I don't know how many of you been in a 'real' shop, where machines are heavily used. I'm sure most would be shocked how machines are treaded sometimes [emoji16]
They are to many, a tool, build to make money. Not to last a lifetime, standing in a hobby shop, shining like a new.

Back to the tap issue.
I have to figure out a way to non-tap my facemills out of my prvomajska, Bridgeport and pedersen mills then.
They aren't build for a fixed drawbar. [emoji848]
My tos fn40 have both horizontal and vertical build with fixed drawbars.
Those CZ people know how to make good machines [emoji123]
 
I just wondered if this really were such a death punch to do. Or if it only were a deckel fan, being scared of little tap.
Not to hurt any ones feelings. But sometimes I get the idea from here, that the deckels are collectors items, and not really a machine build to do actual work?

I don't know how many of you been in a 'real' shop, where machines are heavily used. I'm sure most would be shocked how machines are treaded sometimes [emoji16]
They are to many, a tool, build to make money. Not to last a lifetime, standing in a hobby shop, shining like a new.

[emoji123]

My Deckels work every day, make me a nice proffit.

There is a huge difference between using a machine to its capacity and abusing it....
Most "capitol" machines are designed and built to give productive service for 30 or more years......

Lots of users here on this forum...difference is that most have made the personal investment in their machines and as such are likely to be more connected and
concerned at how to properly use and maintain them . Different mind set over a "wage slave" who is thrashing about on the "Man"s" machine...having no real investment besides a pay check...

Cheers Ross
 
I don't know how many of you been in a 'real' shop, where machines are heavily used. I'm sure most would be shocked how machines are treaded sometimes [emoji16]
They are to many, a tool, build to make money. Not to last a lifetime, standing in a hobby shop, shining like a new.

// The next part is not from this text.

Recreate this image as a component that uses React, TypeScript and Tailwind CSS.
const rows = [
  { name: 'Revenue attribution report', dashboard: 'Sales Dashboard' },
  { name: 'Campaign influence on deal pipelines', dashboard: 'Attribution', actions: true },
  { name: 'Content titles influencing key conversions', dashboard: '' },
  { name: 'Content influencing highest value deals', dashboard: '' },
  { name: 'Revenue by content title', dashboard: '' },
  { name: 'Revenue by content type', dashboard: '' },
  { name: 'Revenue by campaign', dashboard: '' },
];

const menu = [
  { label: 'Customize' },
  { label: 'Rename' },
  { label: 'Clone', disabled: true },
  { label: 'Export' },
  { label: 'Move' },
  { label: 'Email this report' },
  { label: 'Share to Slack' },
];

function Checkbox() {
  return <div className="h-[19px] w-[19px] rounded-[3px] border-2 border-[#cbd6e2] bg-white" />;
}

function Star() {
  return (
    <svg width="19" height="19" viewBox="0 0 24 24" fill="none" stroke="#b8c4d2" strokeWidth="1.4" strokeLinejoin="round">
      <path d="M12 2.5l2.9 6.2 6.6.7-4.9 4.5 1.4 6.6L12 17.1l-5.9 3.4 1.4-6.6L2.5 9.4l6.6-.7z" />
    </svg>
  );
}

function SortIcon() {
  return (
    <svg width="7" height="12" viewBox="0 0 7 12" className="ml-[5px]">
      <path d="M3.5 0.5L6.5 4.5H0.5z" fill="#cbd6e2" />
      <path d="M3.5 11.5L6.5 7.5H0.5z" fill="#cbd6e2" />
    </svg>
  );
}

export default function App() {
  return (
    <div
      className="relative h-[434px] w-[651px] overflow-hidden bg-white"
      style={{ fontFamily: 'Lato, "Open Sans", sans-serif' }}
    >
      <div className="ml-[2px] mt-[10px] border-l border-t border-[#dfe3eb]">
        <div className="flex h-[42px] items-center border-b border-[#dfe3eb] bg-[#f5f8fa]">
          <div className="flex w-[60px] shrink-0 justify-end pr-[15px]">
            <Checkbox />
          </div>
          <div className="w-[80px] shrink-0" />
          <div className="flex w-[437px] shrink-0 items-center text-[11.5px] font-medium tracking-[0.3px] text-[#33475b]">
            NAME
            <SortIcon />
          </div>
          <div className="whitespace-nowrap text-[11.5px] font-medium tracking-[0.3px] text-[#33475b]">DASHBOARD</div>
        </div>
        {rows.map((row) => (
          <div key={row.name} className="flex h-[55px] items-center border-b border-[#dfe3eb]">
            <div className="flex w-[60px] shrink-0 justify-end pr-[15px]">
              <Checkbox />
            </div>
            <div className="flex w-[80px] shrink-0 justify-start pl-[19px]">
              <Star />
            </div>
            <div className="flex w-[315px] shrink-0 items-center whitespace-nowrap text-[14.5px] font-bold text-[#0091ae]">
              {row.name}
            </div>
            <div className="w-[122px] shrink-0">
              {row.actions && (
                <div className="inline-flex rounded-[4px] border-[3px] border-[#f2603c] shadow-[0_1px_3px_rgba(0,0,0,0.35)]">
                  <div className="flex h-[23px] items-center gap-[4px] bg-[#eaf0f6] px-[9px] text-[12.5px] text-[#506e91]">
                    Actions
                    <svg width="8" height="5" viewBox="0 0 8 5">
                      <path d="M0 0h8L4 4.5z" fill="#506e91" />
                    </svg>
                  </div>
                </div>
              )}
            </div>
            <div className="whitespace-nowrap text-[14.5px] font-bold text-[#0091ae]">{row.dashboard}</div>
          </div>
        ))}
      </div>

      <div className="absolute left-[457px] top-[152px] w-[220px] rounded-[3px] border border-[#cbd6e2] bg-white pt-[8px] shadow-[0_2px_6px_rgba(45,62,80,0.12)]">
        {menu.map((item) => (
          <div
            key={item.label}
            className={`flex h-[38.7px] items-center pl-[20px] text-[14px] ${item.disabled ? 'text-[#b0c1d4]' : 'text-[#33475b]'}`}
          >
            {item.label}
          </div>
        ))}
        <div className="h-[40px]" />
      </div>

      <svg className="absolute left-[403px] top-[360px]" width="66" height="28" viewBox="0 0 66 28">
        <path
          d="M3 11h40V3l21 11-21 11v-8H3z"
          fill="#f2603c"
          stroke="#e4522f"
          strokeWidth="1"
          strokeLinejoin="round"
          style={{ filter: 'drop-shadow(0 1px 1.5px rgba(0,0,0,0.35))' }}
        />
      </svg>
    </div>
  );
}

I have a 50+ year old HLV, 2* 30 year old BP's, 25 year old Makino CNC, 26 year old Fadal, 40(or so)year old Graziano SAG14 that get used every day. Used hard, but not abused. There's no reason these tools shouldn't outlast me, and provide another lifetimes worth of service to somebody else with reasonable care. The difference being I own these tools and look after them. (as a profit making enterprise and not a hobby shop)
 
For the record, here's what the Bridgeport manual says:

"Drawbar has 7/16-20 right hand thread, and should be tightened by hand with normal amount of pressure using wrench furnished with machine. To loosen collet, back off drawbar and if collet does not open immediately, give knob on top of drawbar a slight tap."

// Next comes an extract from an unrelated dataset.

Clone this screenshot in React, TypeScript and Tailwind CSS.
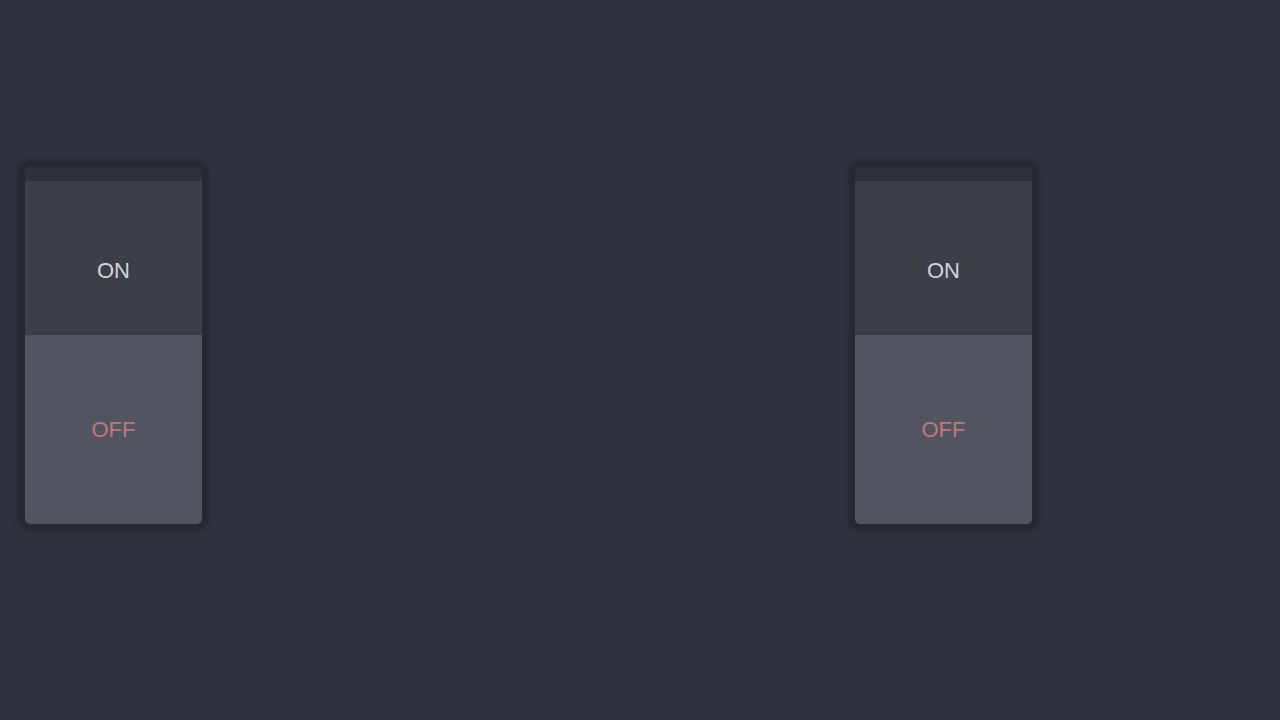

I think the implication is that the "slight tap" should be with the "wrench furnished with the machine". You are not supposed to beat on the drawbar with a hammer.
 
I have a 50+ year old HLV, 2* 30 year old BP's, 25 year old Makino CNC, 26 year old Fadal, 40(or so)year old Graziano SAG14 that get used every day. Used hard, but not abused. There's no reason these tools shouldn't outlast me, and provide another lifetimes worth of service to somebody else with reasonable care. The difference being I own these tools and look after them. (as a profit making enterprise and not a hobby shop)
Of course. That's my point.
Even though they weren't build to last for ever, they almost do.. and this even they sometimes are used hard.

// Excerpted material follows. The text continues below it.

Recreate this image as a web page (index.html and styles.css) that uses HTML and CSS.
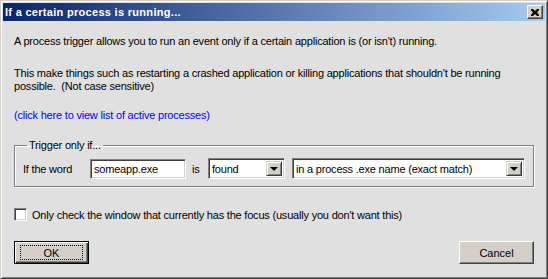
FILE: index.html
```html
<!DOCTYPE html>
<html>
<head>
  <title>If a certain process is running...</title>
  <link rel="stylesheet" href="styles.css">
</head>
<body>
  <div class="window">
    <div class="titlebar">
      <span class="title">If a certain process is running...</span>
      <span class="close">
        <svg width="8" height="7" viewBox="0 0 8 7"><path d="M0 0h2l2 2 2-2h2v1l-2 2.5 2 2.5v1h-2l-2-2-2 2h-2v-1l2-2.5-2-2.5z" fill="#000"/></svg>
      </span>
    </div>
    <div class="content">
      <p class="intro">A process trigger allows you to run an event only if a certain application is (or isn't) running.</p>
      <p class="info">This make things such as restarting a crashed application or killing applications that shouldn't be running<br>possible.&nbsp; (Not case sensitive)</p>
      <a class="link" href="#">(click here to view list of active processes)</a>

      <fieldset class="group">
        <legend>Trigger only if...</legend>
        <div class="row">
          <span class="lbl">If the word</span>
          <span class="textbox">someapp.exe</span>
          <span class="lbl-is">is</span>
          <div class="combo combo-small">
            <span class="combo-text">found</span>
            <span class="combo-btn"><span class="arrow"></span></span>
          </div>
          <div class="combo combo-wide">
            <span class="combo-text">in a process .exe name (exact match)</span>
            <span class="combo-btn"><span class="arrow"></span></span>
          </div>
        </div>
      </fieldset>

      <label class="check">
        <span class="box"></span>
        <span>Only check the window that currently has the focus (usually you don't want this)</span>
      </label>

      <div class="buttons">
        <button class="btn btn-default"><span class="focus">OK</span></button>
        <button class="btn">Cancel</button>
      </div>
    </div>
  </div>
</body>
</html>
```

FILE: styles.css
```css
body {
  margin: 0;
  font-family: "Liberation Sans", Arial, sans-serif;
  font-size: 11px;
  color: #000;
}
.window {
  width: 548px;
  height: 279px;
  box-sizing: border-box;
  background-color: #e0e0e0;
  border: 1px solid;
  border-color: #d4d0c8 #404040 #404040 #d4d0c8;
  box-shadow: inset 1px 1px #fff, inset -1px -1px #808080;
  padding: 2px;
  display: flex;
  flex-direction: column;
}
.titlebar {
  height: 18px;
  background: linear-gradient(to right, #0a246a, #a6caf0);
  display: flex;
  align-items: center;
  justify-content: space-between;
  padding: 0 2px 0 2px;
}
.title {
  color: #fff;
  font-weight: bold;
  font-size: 11px;
  letter-spacing: 0.3px;
}
.close {
  width: 16px;
  height: 14px;
  box-sizing: border-box;
  background-color: #d4d0c8;
  border: 1px solid;
  border-color: #fff #404040 #404040 #fff;
  box-shadow: inset -1px -1px #808080;
  display: flex;
  align-items: center;
  justify-content: center;
}
.content {
  padding: 0 0 0 11px;
  flex: 1;
  display: flex;
  flex-direction: column;
  letter-spacing: -0.2px;
}
p {
  margin: 0;
  line-height: 13px;
}
.intro {
  margin-top: 14px;
}
.info {
  margin-top: 19px;
}
.link {
  margin-top: 16px;
  line-height: 13px;
  color: #0000ff;
  text-decoration: none;
}
.group {
  margin: 17px 0 0 0;
  width: 520px;
  box-sizing: border-box;
  border: 1px solid #808080;
  box-shadow: inset 1px 1px #fff, 1px 1px #fff;
  padding: 6px 0 13px 8px;
  height: 48px;
}
.group legend {
  padding: 0 2px;
  margin-left: 4px;
  line-height: 13px;
}
.row {
  display: flex;
  align-items: center;
}
.lbl {
  width: 67px;
}
.textbox {
  width: 96px;
  height: 20px;
  box-sizing: border-box;
  background-color: #fff;
  border: 1px solid;
  border-color: #808080 #fff #fff #808080;
  box-shadow: inset 1px 1px #404040, inset -1px -1px #d4d0c8;
  padding: 3px 0 0 3px;
}
.lbl-is {
  margin-left: 6px;
  width: 16px;
}
.combo {
  height: 21px;
  box-sizing: border-box;
  background-color: #fff;
  border: 1px solid;
  border-color: #808080 #fff #fff #808080;
  box-shadow: inset 1px 1px #404040, inset -1px -1px #d4d0c8;
  padding: 2px;
  display: flex;
  justify-content: space-between;
}
.combo-small {
  width: 77px;
}
.combo-wide {
  width: 233px;
  margin-left: 7px;
}
.combo-text {
  padding: 2px 0 0 1px;
}
.combo-btn {
  width: 16px;
  height: 15px;
  box-sizing: border-box;
  background-color: #d4d0c8;
  border: 1px solid;
  border-color: #d4d0c8 #404040 #404040 #d4d0c8;
  box-shadow: inset 1px 1px #fff, inset -1px -1px #808080;
  display: flex;
  align-items: center;
  justify-content: center;
}
.arrow {
  width: 0;
  height: 0;
  border-left: 4px solid transparent;
  border-right: 4px solid transparent;
  border-top: 4px solid #000;
  margin-top: 1px;
}
.check {
  margin-top: 21px;
  display: flex;
  align-items: center;
}
.box {
  width: 13px;
  height: 13px;
  box-sizing: border-box;
  background-color: #fff;
  border: 1px solid;
  border-color: #808080 #fff #fff #808080;
  box-shadow: inset 1px 1px #404040, inset -1px -1px #d4d0c8;
  margin-right: 5px;
}
.buttons {
  margin-top: 20px;
  width: 520px;
  display: flex;
  justify-content: space-between;
}
.btn {
  width: 75px;
  height: 23px;
  box-sizing: border-box;
  font-family: "Liberation Sans", Arial, sans-serif;
  font-size: 11px;
  background-color: #d4d0c8;
  border: 1px solid;
  border-color: #fff #404040 #404040 #fff;
  box-shadow: inset -1px -1px #808080;
  padding: 0;
  display: flex;
  align-items: center;
  justify-content: center;
}
.btn-default {
  border: 1px solid #000;
  box-shadow: inset 1px 1px #fff, inset -1px -1px #404040, inset -2px -2px #808080;
}
.focus {
  width: 63px;
  height: 15px;
  box-sizing: border-box;
  border: 1px dotted #000;
  display: flex;
  align-items: center;
  justify-content: center;
}
```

I see some of our machines are mis treated by some students/apprentises, and they still can't kill them. They are stronger than most people think.
Yes I know, the right fool can destroy everything.



And to ballen
Of corrse I was referring to a very light tap. Not full strength hit.
Normally a taper (iso~R8) sits very loose, and only need very little effort. That's why I in the first place couldn't see why this could damage anything....
 
I'm still mystified by the OPs mention of an SK 40 holder when his photo shows an older Morse taper 4 head.
 
Lars, your head has a stuck 355E collet holder in it. These collet holders (and the spindles that they went in) were made in two versions. One version was Morse Taper 4 and one version was SK40. Which is yours? If unsure, please post a photo showing the tool end of the vertical head. Cheers, Bruce
 
Lars, your head has a stuck 355E collet holder in it. These collet holders (and the spindles that they went in) were made in two versions. One version was Morse Taper 4 and one version was SK40. Which is yours? If unsure, please post a photo showing the tool end of the vertical head. Cheers, Bruce
He doesn't need to post a photo as it's obviously not an SK40...note the split casting that clamps the quill...only the MT 4 Head was done that way.
 
Hi Don,

I thought Lars wrote to me that his collet holder was the same as shown in this post. Which is SK40. But I guess he has never seen his adaptor (since it's stuck in the spindle). So it makes sense that it might be an MT4 one. If the spindle is MT4, does it mean that it's a solid (bronze) bearing rather than needle bearings?

Lars, the extractor that I sent you should work OK also on the MT4, but you'll need to check that the support tube is a good fit on the bottom of the spindle. It's sized for the SK40 spindle, but hopefully will still fit yours.

The MT4 can really be stuck in there, so if you tighten the puller as much as you dare and it still does not come out, then you need to put a block of wood underneath the support tube of the puller, and run the table up against the wooden block to put as much upwards pressure on it as you can. Then use a lead or copper hammer and strike the top of the drawbar downwards. That blow plus the tension from the puller should pop out the collet holder. The upwards pressure from the wood block on the support tube will help protect the bearings from the force of the hammer strike.

Cheers,
Bruce
 
Okay. Maybe it's not a sk40 and it's a mt4. I just got told it was a sk40 from where I bought it... But maybe they got it wrong. I will let you know when I get it out.